On behalf of the Global Warming Policy Foundation, to which I am proud to be an unpaid scientific advisory panel member, Andrew Montford has been trying to find out how the CCC reached this cost estimate—and he has got nowhere. He has been referred to many documents which repeat or otherwise restate this number, but none that actually calculates it. He has referred to a statement that gives 1.3% of GDP as an estimate of the sum of the resource cost, yet there is no breakdown of the resource cost. My noble friend Lord Deben says that it is all set out in detail. In fact, it is not: it is impossible to get at how this calculation was arrived at.

It is important to note, by the way, that this £900 billion to £1.8 trillion is arrived at by comparing hypothetical policy scenarios anyway. This allows the Committee on Climate Change to soften the overall cost of decarbonisation by netting off energy efficiency savings. But these would be pursued anyway, so it is not right to do that. The CCC also ignores the deadweight losses from taxes and subsidies, which are likely to be a significant extra cost.

Let me give your Lordships an example of just how much of an underestimate the 1% to 2% of GDP might prove to be. Take hydrogen. The Committee on Climate Change places great emphasis on hydrogen: it mentions its importance in electricity, in heating, in buildings and in industry. It thinks that we will need to burn about 8 billion kilograms of hydrogen a year by 2050. It estimates that 80% of this hydrogen will have to come from reformed natural gas. So, when process losses are taken into account, we would actually end up by significantly increasing both our fossil fuel consumption and, of course, our emissions—all of which would make carbon capture and storage absolutely indispensable to this net zero ambition, as I and others have said in the past. Where are the constructive plans to do this at a reasonable cost? Silence.

If the environmental movement is really serious about zero emissions, it must embrace either nuclear power or carbon capture. Renewables and behaviour change will not work. One is physically impossible, because of low energy density, and the other is politically impossible. Most British homes are heated with gas. To replace that with electricity and bring all British homes up to the most energy-efficient standard would cost around £2 trillion, according to the Energy Technologies Institute. That is £2 trillion on homes alone.

What will be achieved by all this spending? We will not prevent floods, storms or drought: they will always happen. We will still have to deal with flooding, even if we get emissions to zero. Nor is the purpose of these plans to bring down global emissions. We have no hope of that—we are 1% of global emissions and others are glad to export to us from their low energy cost economies. So we would mainly be exporting our emissions and living the good, green life on China’s fossil fuels. The only remaining purpose of this measure—and we have heard it again and again here today—is to set an example to the world, to be the shining city of virtue on a hill. Who are we kidding? When the Prime Minister goes to the G20 meeting this weekend and asks others to follow suit, she will get very few takers. Japan has just announced another 20 gigawatts of coal-fired power stations. The EU has already rejected this very target since this instrument was tabled. America, Australia, Brazil, China, India—none of them will pay the slightest attention to what we do here today. This is not soft power, it is soft in the head.

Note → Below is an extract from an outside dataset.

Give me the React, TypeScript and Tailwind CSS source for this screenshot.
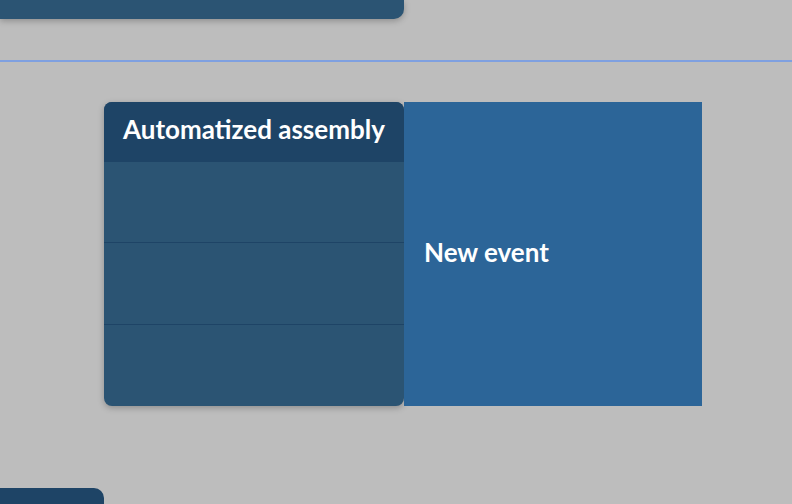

There are real environmental problems in this world: the overfishing of the oceans, plastic pollution, invasive alien species, and the conservation of the curlew and the red squirrel in my part of the world. These are urgent and important. They need money, but it will be a pittance compared with the sums we are talking about. Yet they are starved even of that pittance because of the coalition of preachers and profiteers who have climbed on the climate bandwagon and demanded a limitless budget.

We need to look at these costs alongside the cost of doing nothing—that is, the cost of damage by climate change. This is called the social cost of carbon and is an estimate of the total harm done by emissions now and brought forward from the future. That metric is not mentioned in this order or in the Committee on Climate Change’s report. The best guess in the current scientific literature is that the social cost of carbon is about $45 per tonne, which is roughly the number that the Obama Administration were using. Can my noble friend give us his department’s estimate of the social cost of carbon? What is his department’s estimate of the abatement cost per tonne of the net zero ambition?

Once we know those numbers, we can know whether we are getting value for money with this expenditure. Otherwise, we might be committing to a climate policy that is actually more harmful and costly to human and planetary well-being than climate change itself—which would surely be irrational. I fear that hasty and ill-supported commitment making of this kind is the sort of thing that provokes judicial review. The Government should pause, think this through and do a proper cost-benefit analysis before they commit to this policy.

Before I sit down, I will address some of my noble friend Lord Deben’s remarks. Some years ago the Committee on Climate Change published on its website a personal attack on me, claiming to refute some points I had made in this House. It did not have the courtesy to inform me that it was doing this and it refused to tell me who had written it. It contained material inaccuracies and a quotation from an IPCC document that had been doctored to remove a critical clause which confirmed the accuracy of my remarks. I pointed this out to my noble friend but he refused to correct the errors—so I shall take no lessons in accuracy from him.